The NAO found that the Department for Work and Pensions had taken risks in order to meet targets and had put in place a new project management approach which was unproven on such a large and complex project. The IT systems were described as having “limited functionality”.

Ministers have claimed that the single payment will ensure that claimants are always better off in work and will cut down on fraud but according to the report the new IT system lacks the ability to identify potentially fraudulent claims.

SNP welfare spokesperson Dr Eilidh Whiteford MP commented on the report saying:

“This report highlights  many problems with the project including officials being unable to explain the reasoning behind their timescales or their feasibility , inept computer systems and no real leadership

“Expenditure on IT systems has accounted for more than 70% of the £425m spent to date but the report suggested officials do not yet know whether the infrastructure in place will support a national rollout.

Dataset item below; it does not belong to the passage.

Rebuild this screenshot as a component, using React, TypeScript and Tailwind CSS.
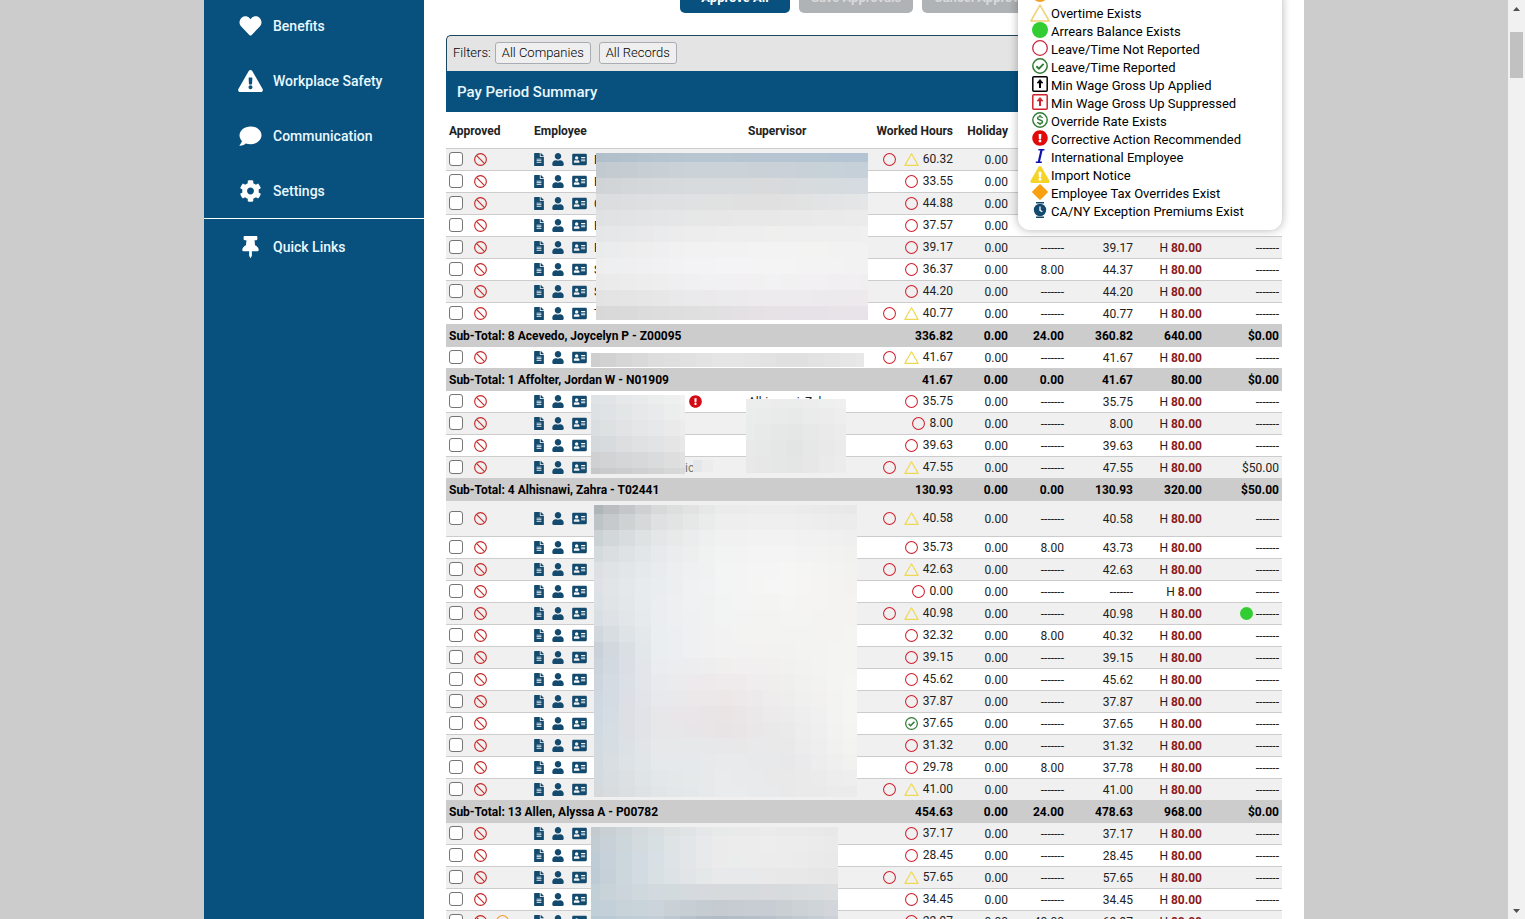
import type { ReactNode } from "react";
import clsx from "clsx";
import {
  FaAddressCard,
  FaCog,
  FaComment,
  FaExclamationCircle,
  FaExclamationTriangle,
  FaFileAlt,
  FaHeart,
  FaThumbtack,
  FaUser,
} from "react-icons/fa";

type Entry = {
  kind: "entry";
  hours: string;
  icons?: "O" | "OT" | "V";
  leave?: string;
  total?: string;
  salary?: string;
  balance?: string;
  arrears?: boolean;
  corrective?: boolean;
  held?: boolean;
  tall?: boolean;
  name?: string;
  nameEnd?: string;
  supervisor?: string;
};

type Subtotal = { kind: "subtotal"; label: string; values: string[] };

const NONE = "-------";
const blank = { leave: "", total: "", salary: "", balance: "" };

const entry = (hours: string, rest: Partial<Entry> = {}): Entry => ({
  kind: "entry",
  hours,
  ...rest,
});

const subtotal = (label: string, ...values: string[]): Subtotal => ({
  kind: "subtotal",
  label,
  values,
});

const rows: (Entry | Subtotal)[] = [
  entry("60.32", { icons: "OT", name: "D", ...blank }),
  entry("33.55", { name: "F", ...blank }),
  entry("44.88", { name: "C", ...blank }),
  entry("37.57", { name: "F", ...blank }),
  entry("39.17", { name: "F" }),
  entry("36.37", { leave: "8.00", total: "44.37", name: "S" }),
  entry("44.20", { name: "S" }),
  entry("40.77", { icons: "OT", name: "T" }),
  subtotal("Sub-Total: 8 Acevedo, Joycelyn P - Z00095", "336.82", "0.00", "24.00", "360.82", "640.00", "$0.00"),
  entry("41.67", { icons: "OT" }),
  subtotal("Sub-Total: 1 Affolter, Jordan W - N01909", "41.67", "0.00", "0.00", "41.67", "80.00", "$0.00"),
  entry("35.75", { corrective: true, supervisor: "Alhisnawi, Zahra" }),
  entry("8.00"),
  entry("39.63"),
  entry("47.55", { icons: "OT", balance: "$50.00", nameEnd: "ic" }),
  subtotal("Sub-Total: 4 Alhisnawi, Zahra - T02441", "130.93", "0.00", "0.00", "130.93", "320.00", "$50.00"),
  entry("40.58", { icons: "OT", tall: true }),
  entry("35.73", { leave: "8.00", total: "43.73" }),
  entry("42.63", { icons: "OT" }),
  entry("0.00", { total: NONE, salary: "8.00" }),
  entry("40.98", { icons: "OT", arrears: true }),
  entry("32.32", { leave: "8.00", total: "40.32" }),
  entry("39.15"),
  entry("45.62"),
  entry("37.87"),
  entry("37.65", { icons: "V" }),
  entry("31.32"),
  entry("29.78", { leave: "8.00", total: "37.78" }),
  entry("41.00", { icons: "OT" }),
  subtotal("Sub-Total: 13 Allen, Alyssa A - P00782", "454.63", "0.00", "24.00", "478.63", "968.00", "$0.00"),
  entry("37.17"),
  entry("28.45"),
  entry("57.65", { icons: "OT" }),
  entry("34.45"),
  entry("22.97", { leave: "40.00", total: "62.97", held: true }),
];

const Ring = ({ className }: { className?: string }) => (
  <svg viewBox="0 0 16 16" fill="none" stroke="currentColor" className={className}>
    <circle cx="8" cy="8" r="7.3" strokeWidth="1.3" />
  </svg>
);

const Dot = ({ className }: { className?: string }) => (
  <svg viewBox="0 0 16 16" fill="currentColor" className={className}>
    <circle cx="8" cy="8" r="8" />
  </svg>
);

const Ban = ({ className }: { className?: string }) => (
  <svg viewBox="0 0 16 16" fill="none" stroke="currentColor" strokeWidth="1.4" className={className}>
    <circle cx="8" cy="8" r="7.2" />
    <path d="M3 3l10 10" />
  </svg>
);

const Warn = ({ className }: { className?: string }) => (
  <svg viewBox="0 0 18 16" fill="none" stroke="currentColor" strokeWidth="1.4" strokeLinejoin="round" className={className}>
    <path d="M9 1L17.200 15.200H.8z" />
  </svg>
);

const Check = ({ className }: { className?: string }) => (
  <svg viewBox="0 0 16 16" fill="none" stroke="currentColor" strokeWidth="1.5" className={className}>
    <circle cx="8" cy="8" r="7.2" />
    <path d="M4.4 8.3l2.5 2.4 4.7-4.8" strokeWidth="1.9" />
  </svg>
);

const BoxUp = ({ className }: { className?: string }) => (
  <svg viewBox="0 0 16 16" fill="none" stroke="currentColor" strokeWidth="1.5" className={className}>
    <rect x="0.8" y="0.8" width="14.4" height="14.4" rx="1" />
    <path d="M8 12V5" strokeWidth="2" />
    <path d="M8 3.4L11 7H5z" fill="currentColor" strokeWidth="0.6" />
  </svg>
);

const Dollar = ({ className }: { className?: string }) => (
  <svg viewBox="0 0 16 16" fill="none" stroke="currentColor" strokeWidth="1.4" className={className}>
    <circle cx="8" cy="8" r="7.2" />
    <path d="M10.4 6C10 5 9.200 4.600 8 4.600c-1.400 0-2.400.6-2.400 1.700 0 2.400 4.900 1 4.900 3.500 0 1.100-1.100 1.700-2.500 1.700-1.300 0-2.200-.5-2.600-1.500M8 3v1.600M8 11.500V13" />
  </svg>
);

const Letter = ({ className }: { className?: string }) => (
  <svg viewBox="0 0 16 16" fill="none" stroke="currentColor" className={className}>
    <path d="M9.600 1.800L6.800 14" strokeWidth="2.200" />
    <path d="M6.400 1.700h6M3.800 14.200h6" strokeWidth="1.400" />
  </svg>
);

const Diamond = ({ className }: { className?: string }) => (
  <svg viewBox="0 0 16 16" fill="currentColor" className={className}>
    <path d="M7.300.5a1 1 0 0 1 1.400 0l6.800 6.800a1 1 0 0 1 0 1.400l-6.800 6.800a1 1 0 0 1-1.400 0L.5 8.700a1 1 0 0 1 0-1.400z" />
  </svg>
);

const Watch = ({ className }: { className?: string }) => (
  <svg viewBox="0 0 16 16" className={className}>
    <path d="M4 0h8v1.400H4zM4 14.600h8V16H4z" fill="currentColor" />
    <circle cx="8" cy="8" r="6.200" fill="currentColor" />
    <path d="M8 4.600V8.300l2.300 1.400" fill="none" stroke="#fff" strokeWidth="1.300" />
  </svg>
);

const legend: { icon: ReactNode; text: string }[] = [
  { icon: <Dot className="size-4 text-[#f0a028]" />, text: "" },
  { icon: <Warn className="h-[18px] w-5 text-[#f0d078]" />, text: "Overtime Exists" },
  { icon: <Dot className="size-4 text-[#32cd32]" />, text: "Arrears Balance Exists" },
  { icon: <Ring className="size-4 text-[#c8283c]" />, text: "Leave/Time Not Reported" },
  { icon: <Check className="size-4 text-[#2e7d32]" />, text: "Leave/Time Reported" },
  { icon: <BoxUp className="size-4 text-black" />, text: "Min Wage Gross Up Applied" },
  { icon: <BoxUp className="size-4 text-[#d0202e]" />, text: "Min Wage Gross Up Suppressed" },
  { icon: <Dollar className="size-4 text-[#2e7d32]" />, text: "Override Rate Exists" },
  { icon: <FaExclamationCircle className="size-4 text-[#e00a0a]" />, text: "Corrective Action Recommended" },
  { icon: <Letter className="size-4 text-[#1010b0]" />, text: "International Employee" },
  { icon: <FaExclamationTriangle className="h-[17px] w-5 text-[#f5d327]" />, text: "Import Notice" },
  { icon: <Diamond className="size-4 text-[#f9a011]" />, text: "Employee Tax Overrides Exist" },
  { icon: <Watch className="size-4 text-[#134a6e]" />, text: "CA/NY Exception Premiums Exist" },
];

const hex = (color: string) => [1, 3, 5].map((i) => parseInt(color.slice(i, i + 2), 16));

// Pixelated cover, blended between the colours of a coarse grid
const Mosaic = ({
  width,
  height,
  colors,
  className,
}: {
  width: number;
  height: number;
  colors: string[][];
  className: string;
}) => {
  const cell = 16;
  const shift = 7;
  const cols = Math.ceil((width + shift) / cell);
  const lines = Math.ceil((height + shift) / cell);
  const pick = (x: number, y: number) => {
    const gx = cols > 1 ? (x / (cols - 1)) * (colors[0].length - 1) : 0;
    const gy = lines > 1 ? (y / (lines - 1)) * (colors.length - 1) : 0;
    const x0 = Math.floor(gx);
    const y0 = Math.floor(gy);
    const x1 = Math.min(x0 + 1, colors[0].length - 1);
    const y1 = Math.min(y0 + 1, colors.length - 1);
    const [a, b, c, d] = [colors[y0][x0], colors[y0][x1], colors[y1][x0], colors[y1][x1]].map(hex);
    const mix = a.map((_, i) => {
      const top = a[i] + (b[i] - a[i]) * (gx - x0);
      const bottom = c[i] + (d[i] - c[i]) * (gx - x0);
      return Math.round(top + (bottom - top) * (gy - y0));
    });
    return `rgb(${mix.join(",")})`;
  };

  return (
    <svg
      aria-hidden="true"
      width={width}
      height={height}
      shapeRendering="crispEdges"
      className={clsx("absolute", className)}
    >
      {Array.from({ length: cols * lines }, (_, i) => {
        const x = i % cols;
        const y = Math.floor(i / cols);
        return (
          <rect key={i} x={x * cell - shift} y={y * cell - shift} width={cell} height={cell} fill={pick(x, y)} />
        );
      })}
    </svg>
  );
};

const NavItem = ({ icon, children }: { icon: ReactNode; children: ReactNode }) => (
  <a href="#" className="flex h-[55px] items-center gap-[10px] pl-[34px] text-sm font-medium text-[#e8f8ff]">
    {icon}
    {children}
  </a>
);

const Sidebar = () => (
  <nav className="-mt-0.5 w-[220px] shrink-0 bg-[#08507d]">
    <NavItem icon={<FaHeart className="h-[22px] w-[25px] text-white" />}>Benefits</NavItem>
    <NavItem icon={<FaExclamationTriangle className="h-[22px] w-[25px] text-white" />}>Workplace Safety</NavItem>
    <NavItem icon={<FaComment className="h-[22px] w-[25px] text-white" />}>Communication</NavItem>
    <NavItem icon={<FaCog className="h-[22px] w-[25px] text-white" />}>Settings</NavItem>
    <div className="border-t border-white">
      <NavItem icon={<FaThumbtack className="h-[22px] w-[25px] text-white" />}>Quick Links</NavItem>
    </div>
  </nav>
);

const Legend = () => (
  <aside className="absolute -top-[13px] right-[22px] w-[264px] rounded-xl bg-white pb-[9px] pl-3 shadow-[0_0_10px_rgba(0,0,0,0.3)]">
    <ul>
      {legend.map(({ icon, text }, i) => (
        <li key={i} className="flex h-[18px] gap-px text-[13px] leading-[18px] text-black">
          <span className="-mt-px flex w-5 shrink-0 items-start justify-center">{icon}</span>
          {text}
        </li>
      ))}
    </ul>
  </aside>
);

const cellClass = "border-t border-[#ccc] px-[3px] py-0 leading-4";

const EntryRow = ({ row, index }: { row: Entry; index: number }) => {
  const icons = row.icons ?? "O";
  const salary = row.salary ?? "80.00";
  return (
    <tr className={clsx("text-right", row.tall ? "h-9" : "h-[22px]", index % 2 === 0 ? "bg-[#f0f0f0]" : "bg-white")}>
      <td className={cellClass}>
        <div className="flex items-center">
          <input
            type="checkbox"
            aria-label={`Approve row ${index + 1}`}
            className="mb-0.5 size-3.5 appearance-none rounded-[3px] border border-[#767676] bg-white"
          />
          <Ban className="ml-[11px] size-[13px] text-[#c62828]" />
          {row.held && <Ring className="ml-[9px] size-[13px] text-[#f0a028]" />}
        </div>
      </td>
      <td className={cellClass}>
        <div className="flex items-center text-[#134a6e]">
          <FaFileAlt className="h-[13px] w-[10px]" />
          <FaUser className="ml-2 h-[13px] w-3" />
          <FaAddressCard className="ml-2 h-[13px] w-[15px]" />
          {row.name && <span className="ml-[7px] text-[#222]">{row.name}</span>}
          {row.nameEnd && <span className="ml-[98px] text-[#777]">{row.nameEnd}</span>}
          {row.corrective && <FaExclamationCircle className="ml-[102px] size-[13px] text-[#d50a14]" />}
        </div>
      </td>
      <td className={clsx(cellClass, "text-left")}>{row.supervisor}</td>
      <td className={cellClass}>
        <div className="flex items-center justify-end">
          {icons !== "V" && <Ring className="h-[13px] w-[15px] text-[#d0202e]" />}
          {icons === "OT" && <Warn className="ml-[7px] h-[13px] w-[15px] text-[#f0d84e]" />}
          {icons === "V" && <Check className="h-[13px] w-[15px] text-[#2e7d32]" />}
          <span className="mb-0.5 ml-1">{row.hours}</span>
        </div>
      </td>
      <td className={cellClass}>0.00</td>
      <td className={cellClass}>{row.leave ?? NONE}</td>
      <td className={cellClass}>{row.total ?? row.hours}</td>
      <td className={cellClass}>
        {salary && (
          <>
            H <b className="font-bold text-[#8b1a1a]">{salary}</b>
          </>
        )}
      </td>
      <td className={cellClass}>
        <div className="flex items-center justify-end gap-[3px]">
          {row.arrears && <Dot className="size-[13px] text-[#32cd32]" />}
          {row.balance ?? NONE}
        </div>
      </td>
    </tr>
  );
};

const SubtotalRow = ({ row }: { row: Subtotal }) => (
  <tr className="h-[22px] bg-[#ccc] text-right font-bold text-black">
    <td colSpan={3} className={clsx(cellClass, "text-left")}>
      {row.label}
    </td>
    {row.values.map((value, i) => (
      <td key={i} className={cellClass}>
        {value}
      </td>
    ))}
  </tr>
);

const SummaryTable = () => (
  <div className="relative">
    <table className="w-full table-fixed border-separate border-spacing-0 text-xs text-[#222]">
      <colgroup>
        <col className="w-[85px]" />
        <col />
        <col className="w-[115px]" />
        <col className="w-[96px]" />
        <col className="w-[55px]" />
        <col className="w-[56px]" />
        <col className="w-[69px]" />
        <col className="w-[69px]" />
        <col className="w-[77px]" />
      </colgroup>
      <thead>
        <tr className="h-9 text-left whitespace-nowrap">
          <th className="px-[3px] pt-0.5">Approved</th>
          <th className="px-[3px] pt-0.5">Employee</th>
          <th className="px-[3px] pt-0.5">Supervisor</th>
          <th className="px-[3px] pt-0.5 text-right">Worked Hours</th>
          <th className="px-[3px] pt-0.5 text-right">Holiday</th>
          <th colSpan={4} />
        </tr>
      </thead>
      <tbody>
        {rows.map((row, i) =>
          row.kind === "entry" ? <EntryRow key={i} row={row} index={i} /> : <SubtotalRow key={i} row={row} />,
        )}
      </tbody>
    </table>

    <Mosaic
      className="top-[41px] left-[150px]"
      width={272}
      height={167}
      colors={[
        ["#b0bfca", "#b8c6d1", "#b6c5d1", "#b3c4d2"],
        ["#cacfd3", "#d3d8db", "#d3d7da", "#cbd5dd"],
        ["#dadcde", "#dfe0e1", "#dfdfdf", "#e3e5e7"],
        ["#e0e2e4", "#e8e8e9", "#ebebeb", "#ededed"],
        ["#e9eaeb", "#f1f1f2", "#f3f3f2", "#f3f2f2"],
        ["#eeeeef", "#f3f3f5", "#f5f4f5", "#f3f2f3"],
        ["#e8e7e8", "#eeedef", "#f1eff1", "#efecef"],
        ["#d9d8d9", "#e0dfe0", "#e6e2e6", "#e8e3e8"],
      ]}
    />
    <Mosaic
      className="top-[241px] left-[145px]"
      width={273}
      height={14}
      colors={[["#cecece", "#dedede", "#e6e6e6", "#dfdfdf", "#e8e8e8"]]}
    />
    <Mosaic
      className="top-[283px] left-[145px]"
      width={94}
      height={79}
      colors={[
        ["#dfe3e5", "#e9eaeb", "#f1f2f1"],
        ["#d9dddf", "#e3e5e6", "#ebebeb"],
        ["#c6c7c9", "#cfd0d1", "#dadada"],
      ]}
    />
    <Mosaic
      className="top-[287px] left-[300px]"
      width={100}
      height={74}
      colors={[
        ["#ededed", "#ebecec", "#f0f0f0"],
        ["#e9eaea", "#e3e5e4", "#ebebeb"],
        ["#e7e7e7", "#e5e5e5", "#ededed"],
      ]}
    />
    <Mosaic className="top-[348px] left-[247px]" width={20} height={12} colors={[["#e4e7e9", "#ececec"]]} />
    <Mosaic
      className="top-[393px] left-[148px]"
      width={263}
      height={292}
      colors={[
        ["#b0b5b8", "#d8d9d9", "#ebebeb", "#ececec", "#e8e8e8"],
        ["#d0d5d8", "#e6e9ea", "#f2f2f2", "#f3f3f3", "#f0f0f0"],
        ["#dfe3e6", "#eaedef", "#f3f4f4", "#f7f7f6", "#f3f2f1"],
        ["#dbe0e4", "#ebeef0", "#f2f3f3", "#f4f4f2", "#f5f3f2"],
        ["#cad0d8", "#eaeef0", "#f3f2f2", "#f2f2f0", "#f4f4f2"],
        ["#ced6df", "#e9eaed", "#efe9ea", "#efefee", "#f5f5f3"],
        ["#d0d9e1", "#e7e6e9", "#e8e2e4", "#ecebeb", "#f5f5f4"],
        ["#d4dbe0", "#e5e9eb", "#e8eaeb", "#e8e8ea", "#f2f2f1"],
        ["#d5d9dc", "#e1e5e7", "#e9ebec", "#e9e9ea", "#ebebeb"],
      ]}
    />
    <Mosaic
      className="top-[715px] left-[145px]"
      width={247}
      height={96}
      colors={[
        ["#c3cbcf", "#d7dddf", "#e8e9e9", "#ebebeb", "#e8e8e8"],
        ["#c0ccd5", "#d7dfe4", "#ececed", "#eeeeee", "#ebebeb"],
        ["#bfcbd4", "#d7dfe4", "#e7e9ea", "#e9e9ea", "#e6e6e6"],
        ["#c5d1d9", "#cfd7dc", "#ced3d7", "#cfd3d7", "#d5d9dc"],
        ["#b8cad6", "#c5cfd7", "#b0bac4", "#bac3cb", "#cbd1d6"],
      ]}
    />
  </div>
);

const PayPeriod = () => (
  <main className="relative min-w-0 flex-1 bg-white px-[22px]">
    <div className="-mt-[17px] flex justify-center gap-[9px] text-[13px] font-bold whitespace-nowrap">
      <button className="h-[30px] w-[110px] rounded-[5px] bg-[#08507d] text-white">Approve All</button>
      <button disabled className="h-[30px] w-[114px] rounded-[5px] bg-[#b0b3b6] text-[#d8dadc]">
        Save Approvals
      </button>
      <button disabled className="h-[30px] w-[126px] rounded-[5px] bg-[#b0b3b6] text-[#d8dadc]">
        Cancel Approvals
      </button>
    </div>

    <div className="mt-[22px] flex h-9 items-center rounded-t-[5px] border-t border-l border-[#1d4560] bg-[#e4e4e4] pb-0.5 pl-1.5 text-[13px] font-light text-black">
      Filters:
      <button className="ml-1 h-[22px] rounded-[3px] border border-[#a9adb3] bg-[#efefef] px-1.5">All Companies</button>
      <button className="ml-2 h-[22px] rounded-[3px] border border-[#a9adb3] bg-[#efefef] px-1.5">All Records</button>
    </div>
    <h2 className="flex h-[41px] items-center bg-[#08507d] pt-0.5 pl-[11px] text-[15px] font-medium text-[#e8f8ff]">
      Pay Period Summary
    </h2>
    <SummaryTable />
    <Legend />
  </main>
);

const Scrollbar = () => (
  <div aria-hidden="true" className="flex w-[17px] shrink-0 flex-col items-center bg-[#f1f1f1]">
    <svg viewBox="0 0 17 17" className="size-[17px] fill-[#505050]">
      <path d="M5 11h7L8.500 7z" />
    </svg>
    <div className="mt-[15px] h-[46px] w-[13px] bg-[#c1c1c1]" />
    <svg viewBox="0 0 17 17" className="mt-auto size-[17px] fill-[#505050]">
      <path d="M5 7h7l-3.500 4z" />
    </svg>
  </div>
);

const App = () => (
  <div className="flex h-screen overflow-hidden bg-[#ccc] font-['Roboto',sans-serif]">
    <div className="min-w-0 flex-1 overflow-hidden">
      <div className="mx-auto flex w-full max-w-[1100px]">
        <Sidebar />
        <PayPeriod />
      </div>
    </div>
    <Scrollbar />
  </div>
);

export default App;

“We already knew the Tory- Lib Dem government’s welfare reforms were discriminatory, but we can now see the extent of how badly managed this project is.

“It doesn’t have to be this way, and it shouldn’t be this way. Scotland has already made its opposition to welfare cuts absolutely clear, and a majority of Scots believe that the Scottish Government would be best at deciding welfare policy for Scotland.”   

In response to the report, a DWP spokesperson said:

“Universal Credit is a vital reform that will ensure we have a welfare system that means people are always better off in work than on benefits and we are a country that truly backs those who work hard and want to get on”.

“We are committed to delivering Universal Credit on time by 2017 and within budget, and under new leadership we have a plan in place that is achievable”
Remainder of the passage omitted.